Russia goes full North Korea, with new textbooks sidelining the western world as a non-entity

In a stark reflection of the Kremlin’s ongoing ideological embrace of North Korea level information control, Russian schoolchildren will now grow up without learning about Europe.
The latest edition of the third-grade textbook The Surrounding World has eliminated all chapters about European countries and their cultural heritage, replacing them with content focused on Russia’s so-called “friendly nations” — including China, North Korea, Belarus, and Kazakhstan.
As revealed by the independent outlet Verstka, this dramatic revision is not simply an academic update. It is a political act of erasure. Gone are references to France, Germany, or even Poland. The new textbook encourages Russian children to “learn more” about nations like Abkhazia and South Ossetia — Russian-backed separatist territories — alongside dictatorial allies like North Korea. The section that once explained Russia’s borders with Finland, Estonia, Latvia, Lithuania, and Ukraine has been removed entirely.

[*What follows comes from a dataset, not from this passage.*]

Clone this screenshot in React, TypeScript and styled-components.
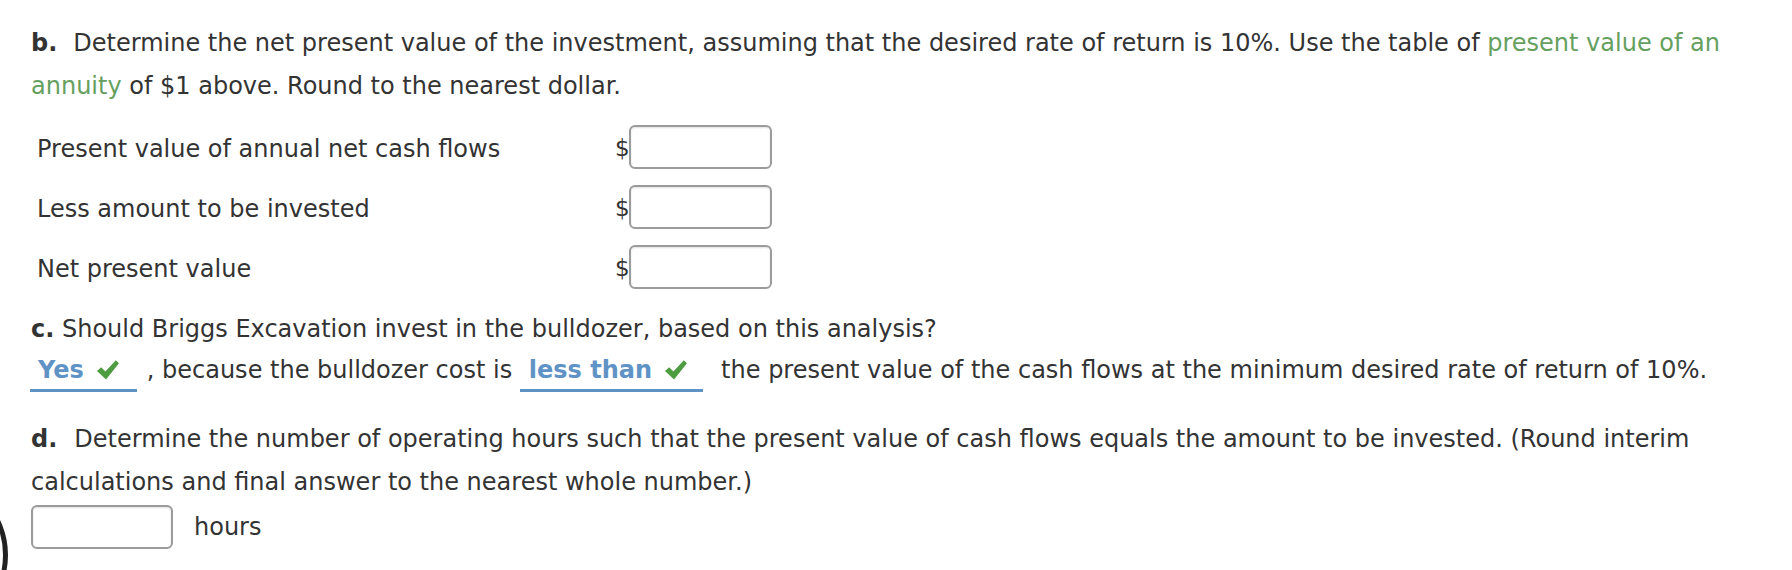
import styled, { createGlobalStyle } from 'styled-components';

const GlobalStyle = createGlobalStyle`
  html, body {
    margin: 0;
    padding: 0;
    background: #fff;
  }
  body {
    font-family: "DejaVu Sans", Verdana, sans-serif;
    font-size: 24px;
    color: #333;
  }
`;

const Page = styled.div`
  position: relative;
  width: 1792px;
  height: 570px;
  overflow: hidden;
  padding: 22px 0 0 31px;
  box-sizing: border-box;
`;

const Para = styled.div<{ $mt?: number }>`
  line-height: 43px;
  margin-top: ${p => p.$mt || 0}px;
  white-space: nowrap;
`;

const Label = styled.b<{ $gap?: number }>`
  font-weight: bold;
  margin-right: ${p => p.$gap || 0}px;
`;

const Link = styled.span`
  color: #66a05f;
`;

const Rows = styled.div`
  display: flex;
  flex-direction: column;
  gap: 16px;
  margin-top: 17px;
  padding-left: 6px;
`;

const Row = styled.div`
  display: grid;
  grid-template-columns: 578px 14px 143px;
  align-items: center;
  height: 44px;
`;

const RowLabel = styled.span`
  padding-top: 4px;
`;

const Dollar = styled.span`
  padding-top: 2px;
  font-size: 23px;
`;

const Input = styled.div<{ $w?: number }>`
  width: ${p => p.$w || 143}px;
  height: 44px;
  box-sizing: border-box;
  border: 2px solid #9b9b9b;
  border-radius: 6px;
  background: #fff;
  box-shadow: inset 0 1px 2px rgba(0, 0, 0, 0.12);
`;

const AnswerLine = styled.div`
  display: flex;
  align-items: flex-start;
  line-height: 38px;
  white-space: pre;
`;

const Select = styled.span<{ $pl: number; $pr: number; $ml: number; $mr: number }>`
  display: inline-flex;
  align-items: center;
  gap: 13px;
  height: 38px;
  padding: 0 ${p => p.$pr}px 0 ${p => p.$pl}px;
  margin: 0 ${p => p.$mr}px 0 ${p => p.$ml}px;
  border-bottom: 3px solid #5f93c6;
  color: #5f93c6;
  font-weight: bold;
`;

const HoursRow = styled.div`
  display: flex;
  align-items: center;
  gap: 21px;
  height: 45px;
`;

const Ring = styled.div`
  position: absolute;
  left: -152px;
  top: 475px;
  width: 160px;
  height: 160px;
  box-sizing: border-box;
  border: 5px solid #222;
  border-radius: 50%;
`;

const Check = () => (
  <svg width="22" height="20" viewBox="0 0 22 20">
    <path d="M0 11 L4.2 7.2 L8.4 11.4 L18.8 0.2 L22 3.2 L9 19.6 Z" fill="#4d9c40" />
  </svg>
);

export default function App() {
  return (
    <>
      <GlobalStyle />
      <Page>
        <Para>
          <Label $gap={16}>b.</Label>Determine the net present value of the investment, assuming that the desired rate of return is 10%. Use the table of <Link>present value of an</Link>
          <br />
          <Link>annuity</Link> of $1 above. Round to the nearest dollar.
        </Para>
        <Rows>
          <Row>
            <RowLabel>Present value of annual net cash flows</RowLabel>
            <Dollar>$</Dollar>
            <Input />
          </Row>
          <Row>
            <RowLabel>Less amount to be invested</RowLabel>
            <Dollar>$</Dollar>
            <Input />
          </Row>
          <Row>
            <RowLabel>Net present value</RowLabel>
            <Dollar>$</Dollar>
            <Input />
          </Row>
        </Rows>
        <Para $mt={19}>
          <Label>c.</Label> Should Briggs Excavation invest in the bulldozer, based on this analysis?
        </Para>
        <AnswerLine>
          <Select $pl={8} $pr={18} $ml={-1} $mr={10}>Yes<Check /></Select>
          <span>, because the bulldozer cost is </span>
          <Select $pl={9} $pr={16} $ml={0} $mr={18}>less than<Check /></Select>
          <span>the present value of the cash flows at the minimum desired rate of return of 10%.</span>
        </AnswerLine>
        <Para $mt={26}>
          <Label $gap={17}>d.</Label>Determine the number of operating hours such that the present value of cash flows equals the amount to be invested. (Round interim
          <br />
          calculations and final answer to the nearest whole number.)
        </Para>
        <HoursRow>
          <Input $w={142} />
          <span>hours</span>
        </HoursRow>
        <Ring />
      </Page>
    </>
  );
}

For the first time, a speech by President Vladimir Putin appears on the opening pages of the textbook, setting a clear ideological tone from the outset. Its inclusion highlights the Kremlin’s effort to cultivate personal loyalty to Putin and shape political identity from the earliest stages of education.
The disappearance of Ukraine is especially telling. In the 2021 version, Ukraine was still listed as a neighboring state. In the 2022 and later editions, it no longer exists as such — an implicit territorial claim hidden in educational policy. The new content, meanwhile, glorifies China’s “contribution to humanity” and includes an unusually detailed account of North Korea’s capital city, Pyongyang.
This is not an isolated shift. It follows a series of ideological revisions in Russian education, including the now-infamous history textbooks authored by Kremlin aide Vladimir Medinsky. These books justify the invasion of Ukraine, distort the events of World War II, and present NATO as a perennial threat. Critics call them “textbooks of hatred,” crafted not to educate but to indoctrinate.
By reshaping the curriculum around authoritarian allies and cutting ties with European cultural and political narratives, the Kremlin is using education to engineer geopolitical loyalty.
The aim is clear: to raise a generation unfamiliar with democratic ideals, unaware of alternative worldviews, and fully aligned with the Kremlin’s version of reality.
In doing so, Russia is not just rewriting its past — it is preemptively rewriting its future. And in that future, Europe doesn’t exist.